▶ WORK INSTRUCTIONS
Pictures in the data below are not part of the copy; transcribe everything else exactly.

— BEGIN —

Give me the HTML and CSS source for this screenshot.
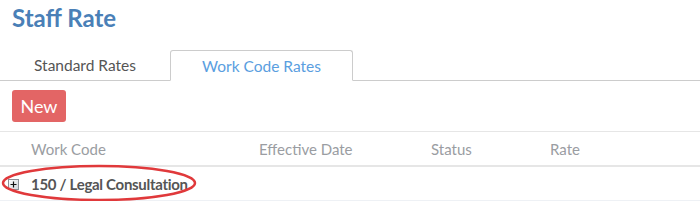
FILE: index.html
```html
<!DOCTYPE html>
<html>
<head>
<meta charset="utf-8">
<link rel="stylesheet" href="styles.css">
</head>
<body>
<h1 class="title">Staff Rate</h1>
<div class="tabs">
  <div class="tab">Standard Rates</div>
  <div class="tab active">Work Code Rates</div>
  <div class="tab-rest"></div>
</div>
<div class="toolbar">
  <button class="btn-new">New</button>
</div>
<div class="table">
  <div class="row head">
    <div class="cell">Work Code</div>
    <div class="cell">Effective Date</div>
    <div class="cell">Status</div>
    <div class="cell">Rate</div>
  </div>
  <div class="row body">
    <span class="expander"><svg width="11" height="11" viewBox="0 0 11 11"><defs><linearGradient id="g" x1="0" y1="0" x2="1" y2="1"><stop offset="0" stop-color="#ffffff"/><stop offset="1" stop-color="#cfd4da"/></linearGradient></defs><rect x="0.5" y="0.5" width="10" height="10" fill="url(#g)" stroke="#8a8f96"/><path d="M2.5 5.5h6M5.5 2.5v6" stroke="#111" stroke-width="1.2"/></svg></span>
    <div class="cell code">150 / Legal Consultation</div>
    <div class="cell"></div>
    <div class="cell"></div>
    <div class="cell"></div>
    <svg class="ring" width="198" height="40" viewBox="0 0 198 40"><ellipse cx="99" cy="19" rx="96" ry="17" fill="none" stroke="#e0393b" stroke-width="2.5"/></svg>
  </div>
</div>
</body>
</html>
```

FILE: styles.css
```css
html, body {
  margin: 0;
  padding: 0;
  background: #fff;
  font-family: Lato, "Open Sans", sans-serif;
}
.title {
  margin: 0;
  padding: 4px 0 0 12px;
  height: 46px;
  box-sizing: border-box;
  font-size: 24px;
  line-height: 28px;
  font-weight: 700;
  color: #4a80b7;
}
.tabs {
  display: flex;
  height: 31px;
  margin-top: 4px;
}
.tab {
  box-sizing: border-box;
  font-size: 15.5px;
  line-height: 31px;
  color: #555;
  border-bottom: 1px solid #cccccc;
  white-space: nowrap;
  text-align: center;
}
.tab:first-child {
  width: 170px;
}
.tab.active {
  width: 183px;
  color: #5a9ee0;
  border: 1px solid #cccccc;
  border-bottom-color: #fff;
  border-radius: 3px 3px 0 0;
}
.tab-rest {
  flex: 1;
  border-bottom: 1px solid #cccccc;
}
.toolbar {
  padding: 9px 0 0 12px;
  height: 50px;
  box-sizing: border-box;
}
.btn-new {
  display: block;
  width: 54px;
  height: 32px;
  padding: 0;
  border: none;
  border-radius: 3px;
  background: #e36565;
  color: #fff;
  font-family: Lato, "Open Sans", sans-serif;
  font-size: 18px;
  line-height: 32px;
}
.table {
  border-top: 1px solid #e6e6e6;
}
.row {
  position: relative;
  display: grid;
  grid-template-columns: 228px 172px 119px 1fr;
  padding-left: 31px;
  align-items: center;
}
.row.head {
  height: 33px;
  border-bottom: 2px solid #e6e6e6;
  color: #9a9da2;
  font-size: 15px;
}
.row.body {
  height: 33px;
  border-bottom: 1px solid #eef1f5;
  font-size: 15px;
  color: #555;
}
.code {
  font-weight: 700;
  letter-spacing: -0.3px;
  white-space: nowrap;
}
.expander {
  position: absolute;
  left: 8px;
  top: 12px;
  width: 11px;
  height: 11px;
  line-height: 0;
}
.ring {
  position: absolute;
  left: 0;
  top: -3px;
}
```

— END —

▶ WORKED SOLUTION
Give me the HTML and CSS source for this screenshot.
FILE: index.html
```html
<!DOCTYPE html>
<html>
<head>
<meta charset="utf-8">
<link rel="stylesheet" href="styles.css">
</head>
<body>
<h1 class="title">Staff Rate</h1>
<div class="tabs">
  <div class="tab">Standard Rates</div>
  <div class="tab active">Work Code Rates</div>
  <div class="tab-rest"></div>
</div>
<div class="toolbar">
  <button class="btn-new">New</button>
</div>
<div class="table">
  <div class="row head">
    <div class="cell">Work Code</div>
    <div class="cell">Effective Date</div>
    <div class="cell">Status</div>
    <div class="cell">Rate</div>
  </div>
  <div class="row body">
    <span class="expander"><svg width="11" height="11" viewBox="0 0 11 11"><defs><linearGradient id="g" x1="0" y1="0" x2="1" y2="1"><stop offset="0" stop-color="#ffffff"/><stop offset="1" stop-color="#cfd4da"/></linearGradient></defs><rect x="0.5" y="0.5" width="10" height="10" fill="url(#g)" stroke="#8a8f96"/><path d="M2.5 5.5h6M5.5 2.5v6" stroke="#111" stroke-width="1.2"/></svg></span>
    <div class="cell code">150 / Legal Consultation</div>
    <div class="cell"></div>
    <div class="cell"></div>
    <div class="cell"></div>
    <svg class="ring" width="198" height="40" viewBox="0 0 198 40"><ellipse cx="99" cy="19" rx="96" ry="17" fill="none" stroke="#e0393b" stroke-width="2.5"/></svg>
  </div>
</div>
</body>
</html>
```

FILE: styles.css
```css
html, body {
  margin: 0;
  padding: 0;
  background: #fff;
  font-family: Lato, "Open Sans", sans-serif;
}
.title {
  margin: 0;
  padding: 4px 0 0 12px;
  height: 46px;
  box-sizing: border-box;
  font-size: 24px;
  line-height: 28px;
  font-weight: 700;
  color: #4a80b7;
}
.tabs {
  display: flex;
  height: 31px;
  margin-top: 4px;
}
.tab {
  box-sizing: border-box;
  font-size: 15.5px;
  line-height: 31px;
  color: #555;
  border-bottom: 1px solid #cccccc;
  white-space: nowrap;
  text-align: center;
}
.tab:first-child {
  width: 170px;
}
.tab.active {
  width: 183px;
  color: #5a9ee0;
  border: 1px solid #cccccc;
  border-bottom-color: #fff;
  border-radius: 3px 3px 0 0;
}
.tab-rest {
  flex: 1;
  border-bottom: 1px solid #cccccc;
}
.toolbar {
  padding: 9px 0 0 12px;
  height: 50px;
  box-sizing: border-box;
}
.btn-new {
  display: block;
  width: 54px;
  height: 32px;
  padding: 0;
  border: none;
  border-radius: 3px;
  background: #e36565;
  color: #fff;
  font-family: Lato, "Open Sans", sans-serif;
  font-size: 18px;
  line-height: 32px;
}
.table {
  border-top: 1px solid #e6e6e6;
}
.row {
  position: relative;
  display: grid;
  grid-template-columns: 228px 172px 119px 1fr;
  padding-left: 31px;
  align-items: center;
}
.row.head {
  height: 33px;
  border-bottom: 2px solid #e6e6e6;
  color: #9a9da2;
  font-size: 15px;
}
.row.body {
  height: 33px;
  border-bottom: 1px solid #eef1f5;
  font-size: 15px;
  color: #555;
}
.code {
  font-weight: 700;
  letter-spacing: -0.3px;
  white-space: nowrap;
}
.expander {
  position: absolute;
  left: 8px;
  top: 12px;
  width: 11px;
  height: 11px;
  line-height: 0;
}
.ring {
  position: absolute;
  left: 0;
  top: -3px;
}
```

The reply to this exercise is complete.